→ WRITTEN REQUEST:
Print the listing below from its opening line through the line holding "const options = ['5", both ends included.

→ GIVEN MATERIAL:
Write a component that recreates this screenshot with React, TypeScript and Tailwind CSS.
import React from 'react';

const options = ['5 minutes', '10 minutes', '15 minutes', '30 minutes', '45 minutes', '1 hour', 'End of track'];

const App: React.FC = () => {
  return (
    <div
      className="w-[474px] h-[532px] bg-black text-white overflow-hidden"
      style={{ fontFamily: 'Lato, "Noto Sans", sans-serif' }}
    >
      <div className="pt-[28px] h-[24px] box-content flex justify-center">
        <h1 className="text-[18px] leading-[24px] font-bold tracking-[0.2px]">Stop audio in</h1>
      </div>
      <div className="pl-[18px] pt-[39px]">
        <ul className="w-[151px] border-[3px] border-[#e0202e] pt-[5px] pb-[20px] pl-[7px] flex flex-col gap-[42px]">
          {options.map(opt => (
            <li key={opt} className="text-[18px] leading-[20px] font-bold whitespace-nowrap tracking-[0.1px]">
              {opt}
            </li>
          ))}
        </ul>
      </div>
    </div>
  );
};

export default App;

→ EXPECTED OUTPUT:
Write a component that recreates this screenshot with React, TypeScript and Tailwind CSS.
import React from 'react';

const options = ['5 minutes', '10 minutes', '15 minutes', '30 minutes', '45 minutes', '1 hour', 'End of track'];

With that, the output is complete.